Aber es gibt weitere Befürchtungen und Bedenken. Die Spitzenverbände der Krankenkassen beispielsweise sorgen sich um das Geld der Versicherten. Bei Kosten von etwa 15 000 Euro pro Jahr käme man bei 10 000 mit Heroin Behandelten auf 150 Millionen Euro. Die Kassenärztliche Bundesvereinigung (KBV) geht sogar von 30 000 Patienten aus, für die eine Versorgung nicht sichergestellt werden könnte, weil die Vertragsärzte fehlten. In seltener Eintracht lehnen die Kassen und die KBV die Regelversorgung mit Heroin daher ab.
Es stellt sich aber die Frage, wie sie auf so hohe Patientenzahlen kommen. Die sieben Städte, die an dem Modellprojekt mit Drogenambulanzen beteiligt waren und dort immer noch Patienten versorgen, befürchten jedenfalls keinen Ansturm. Die meisten berichten von zögerlicher Inanspruchnahme des Angebots. Für Hamburg beispielsweise, die Stadt mit der größten Drogenambulanz für die Diamorphinabgabe, wird mit 150 bis 200 Patienten bei Einführung in die Regelversorgung gerechnet. Zurzeit werden dort 70 Patienten versorgt. Erfahrungen aus der Schweiz, wo die Heroinbehandlung bereits Teil der Regelversorgung ist, zeigen, dass dort längst nicht jeder Platz sofort wieder besetzt wird. Die Erklärung dafür: Die Drogenabhängigen wissen um die aufwendige Behandlung, das spricht sich in der Szene herum. Zwei- bis dreimal am Tag müssen die Betroffenen in die Drogenambulanz, wo sie sich den Wirkstoff unter ärztlicher Aufsicht spritzen. Auch die obligatorische psychosoziale Betreuung setzt Therapiebereitschaft voraus.
Die KBV und Krankenkassen bezweifeln auch generell die Überlegenheit der Heroinbehandlung gegenüber der Methadonsubstitution. Letztere sei ebenso hilfreich, würden die Betroffenen in gleichem Maß psychosozial betreut. Methadonsubstitution ist billiger als die Heroinbehandlung. Die höheren Kosten werden aber zum Teil durch die niedrigere Kriminalitätsrate und weniger Inhaftierungen aufgefangen.
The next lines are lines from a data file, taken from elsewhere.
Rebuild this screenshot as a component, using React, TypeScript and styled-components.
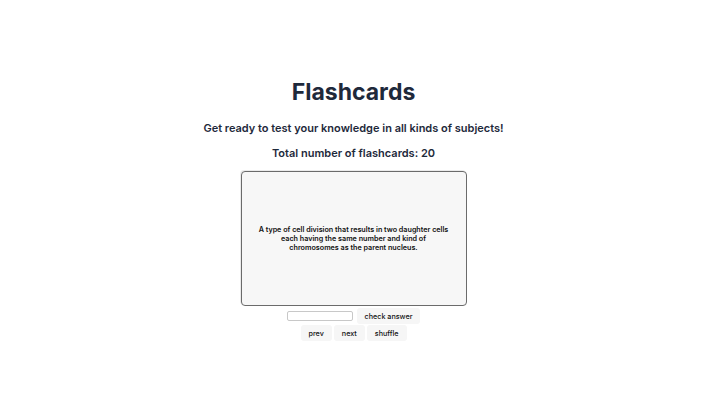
import React, { useState } from "react";
import styled, { createGlobalStyle } from "styled-components";

const GlobalStyle = createGlobalStyle`
  body {
    margin: 0;
    background: #ffffff;
    font-family: Inter, "Noto Sans", sans-serif;
    color: #1e293b;
  }
`;

const Page = styled.div`
  display: flex;
  flex-direction: column;
  align-items: center;
  padding-top: 76px;
  text-align: center;
`;

const Title = styled.h1`
  margin: 0;
  font-size: 23px;
  font-weight: 700;
  line-height: 32px;
  color: #1e293b;
`;

const Subtitle = styled.h3`
  margin: 13px 0 0;
  font-size: 11px;
  font-weight: 600;
  line-height: 14px;
`;

const Count = styled.h4`
  margin: 11px 0 0;
  font-size: 11px;
  font-weight: 600;
  line-height: 14px;
`;

const Card = styled.div`
  box-sizing: border-box;
  margin-top: 11px;
  width: 226px;
  height: 135px;
  display: flex;
  align-items: center;
  justify-content: center;
  padding: 0 10px;
  background: #f7f7f7;
  border: 1.5px solid #6b6b6b;
  border-radius: 4px;
  box-shadow: -1px -1px 0 rgba(0, 0, 0, 0.08);
  font-size: 7.2px;
  font-weight: 600;
  line-height: 9px;
  color: #111;
`;

const Line = styled.span`
  display: block;
  white-space: nowrap;
`;

const Row = styled.div<{ $top: number }>`
  display: flex;
  align-items: center;
  gap: 2px;
  margin-top: ${(p) => p.$top}px;
`;

const Guess = styled.input`
  box-sizing: border-box;
  width: 66px;
  height: 10px;
  margin-right: 2px;
  padding: 0 2px;
  border: 1px solid #c8c8c8;
  border-radius: 2px;
  background: #fff;
  font-size: 7px;
  outline: none;
`;

const Btn = styled.button`
  height: 16px;
  padding: 0 8px;
  border: none;
  border-radius: 3px;
  background: #f6f6f6;
  font-family: Inter, "Noto Sans", sans-serif;
  font-size: 7.2px;
  font-weight: 500;
  color: #111;
  cursor: pointer;
`;

const cards = [
  {
    q: [
      "A type of cell division that results in two daughter cells",
      "each having the same number and kind of",
      "chromosomes as the parent nucleus.",
    ],
    a: "Mitosis",
  },
];

const App = () => {
  const [index] = useState(0);
  const [guess, setGuess] = useState("");

  return (
    <Page>
      <GlobalStyle />
      <Title>Flashcards</Title>
      <Subtitle>Get ready to test your knowledge in all kinds of subjects!</Subtitle>
      <Count>Total number of flashcards: 20</Count>
      <Card>
        <div>
          {cards[index].q.map((line) => (
            <Line key={line}>{line}</Line>
          ))}
        </div>
      </Card>
      <Row $top={2}>
        <Guess value={guess} onChange={(e) => setGuess(e.target.value)} />
        <Btn>check answer</Btn>
      </Row>
      <Row $top={1}>
        <Btn>prev</Btn>
        <Btn>next</Btn>
        <Btn>shuffle</Btn>
      </Row>
    </Page>
  );
};

export default App;
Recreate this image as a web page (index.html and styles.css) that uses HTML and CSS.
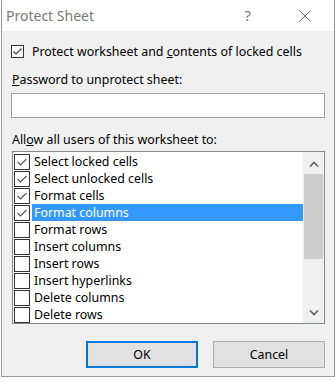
FILE: index.html
```html
<!DOCTYPE html>
<html>
<head>
<meta charset="utf-8">
<link rel="stylesheet" href="styles.css">
</head>
<body>
<div class="dialog">
  <div class="titlebar">
    <span class="title">Protect Sheet</span>
    <span class="help">?</span>
    <svg class="close" width="12" height="12" viewBox="0 0 12 12"><path d="M0.5 0.5L11.5 11.5M11.5 0.5L0.5 11.5" stroke="#666" stroke-width="1" fill="none"/></svg>
  </div>
  <div class="content">
    <div class="protect">
      <span class="cb small"><svg width="11" height="11" viewBox="0 0 11 11"><path d="M1.5 5.5L4 8L9.5 2.5" stroke="#444" stroke-width="1.2" fill="none"/></svg></span>
      <span class="lbl">Protect worksheet and <u>c</u>ontents of locked cells</span>
    </div>
    <div class="label pw"><u>P</u>assword to unprotect sheet:</div>
    <div class="input"></div>
    <div class="label allow">All<u>o</u>w all users of this worksheet to:</div>
    <div class="listbox">
      <div class="items">
        <div class="item"><span class="cb"><svg width="14" height="14" viewBox="0 0 14 14"><path d="M2.5 7L5.5 10L11.5 4" stroke="#555" stroke-width="1.1" fill="none"/></svg></span><span>Select locked cells</span></div>
        <div class="item"><span class="cb"><svg width="14" height="14" viewBox="0 0 14 14"><path d="M2.5 7L5.5 10L11.5 4" stroke="#555" stroke-width="1.1" fill="none"/></svg></span><span>Select unlocked cells</span></div>
        <div class="item"><span class="cb"><svg width="14" height="14" viewBox="0 0 14 14"><path d="M2.5 7L5.5 10L11.5 4" stroke="#555" stroke-width="1.1" fill="none"/></svg></span><span>Format cells</span></div>
        <div class="item selected"><span class="cb"><svg width="14" height="14" viewBox="0 0 14 14"><path d="M2.5 7L5.5 10L11.5 4" stroke="#555" stroke-width="1.1" fill="none"/></svg></span><span class="text">Format columns</span></div>
        <div class="item"><span class="cb"></span><span>Format rows</span></div>
        <div class="item"><span class="cb"></span><span>Insert columns</span></div>
        <div class="item"><span class="cb"></span><span>Insert rows</span></div>
        <div class="item"><span class="cb"></span><span>Insert hyperlinks</span></div>
        <div class="item"><span class="cb"></span><span>Delete columns</span></div>
        <div class="item"><span class="cb"></span><span>Delete rows</span></div>
      </div>
      <div class="scrollbar">
        <svg class="arrow up" width="10" height="6" viewBox="0 0 10 6"><path d="M1 5.5L5 1.5L9 5.5" stroke="#606060" stroke-width="1.6" fill="none"/></svg>
        <div class="thumb"></div>
        <div class="track"></div>
        <svg class="arrow down" width="10" height="6" viewBox="0 0 10 6"><path d="M1 0.5L5 4.5L9 0.5" stroke="#606060" stroke-width="1.6" fill="none"/></svg>
      </div>
    </div>
    <div class="buttons">
      <div class="btn ok">OK</div>
      <div class="btn">Cancel</div>
    </div>
  </div>
</div>
</body>
</html>
```

FILE: styles.css
```css
html, body {
  margin: 0;
  padding: 0;
}
body {
  background: #ffffff;
  width: 335px;
  height: 382px;
  overflow: hidden;
  font-family: "Noto Sans", "Open Sans", sans-serif;
  font-size: 12.4px;
  color: #000;
}
.dialog {
  margin-left: 1px;
  width: 332px;
  height: 376px;
  border: 1px solid #9a9a9a;
  border-top: none;
  background: #f0f0f0;
}
.titlebar {
  height: 31px;
  background: #fff;
  display: flex;
  align-items: center;
}
.title {
  margin-left: 4px;
  font-size: 14px;
  color: #7a7a7a;
  margin-top: -1px;
}
.help {
  margin-left: auto;
  margin-right: 48px;
  font-size: 15px;
  color: #7a7a7a;
  margin-top: -1px;
}
.close {
  margin-right: 23px;
}
.content {
  padding: 0 8px 0 9px;
}
.protect {
  display: flex;
  align-items: center;
  height: 15px;
  margin-top: 13px;
}
.cb {
  box-sizing: border-box;
  display: flex;
  align-items: center;
  justify-content: center;
  border: 1px solid #333;
  background: #fff;
}
.cb.small {
  width: 13px;
  height: 13px;
}
.lbl {
  margin-left: 8px;
  line-height: 15px;
}
.label {
  line-height: 16px;
  margin-left: 1px;
}
.pw {
  margin-top: 13px;
}
.input {
  box-sizing: border-box;
  margin-top: 5px;
  height: 25px;
  width: 314px;
  border: 1px solid #a0a0a0;
  background: #fff;
}
.allow {
  margin-top: 14px;
}
.listbox {
  box-sizing: border-box;
  margin-top: 3px;
  margin-left: 1px;
  width: 313px;
  height: 173px;
  border: 1px solid #828790;
  background: #fff;
  display: flex;
}
.items {
  flex: 1;
  padding-top: 1px;
}
.item {
  height: 17px;
  display: flex;
  align-items: center;
}
.item .cb {
  width: 16px;
  height: 16px;
  margin-left: 1px;
  flex: none;
}
.item span:last-child {
  margin-left: 2px;
  padding-left: 2px;
  line-height: 17px;
}
.item.selected span.text {
  background: #3399ff;
  color: #fff;
  flex: 1;
  height: 17px;
}
.scrollbar {
  width: 21px;
  background: #f0f0f0;
  display: flex;
  flex-direction: column;
  align-items: center;
}
.arrow.up {
  margin: 9px 0 7px;
}
.arrow.down {
  margin: 0 0 7px;
}
.thumb {
  width: 19px;
  height: 85px;
  background: #cdcdcd;
}
.track {
  flex: 1;
}
.buttons {
  display: flex;
  justify-content: flex-end;
  gap: 15px;
  margin-top: 17px;
  padding-right: 1px;
}
.btn {
  box-sizing: border-box;
  width: 112px;
  height: 27px;
  border: 1px solid #adadad;
  background: #e1e1e1;
  display: flex;
  align-items: center;
  justify-content: center;
}
.btn.ok {
  border: 2px solid #0078d7;
}
```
Vergessen wird dabei, dass die Zielgruppe durch das Diamorphin erst in die Hilfsangebote „gelockt“ wird. Eine Methadonsubstitution hatte ja nicht geholfen – die Schwerstabhängigen besorgen sich den Stoff weiterhin auf der Straße – mit allen Konsequenzen für Staat und Gesellschaft.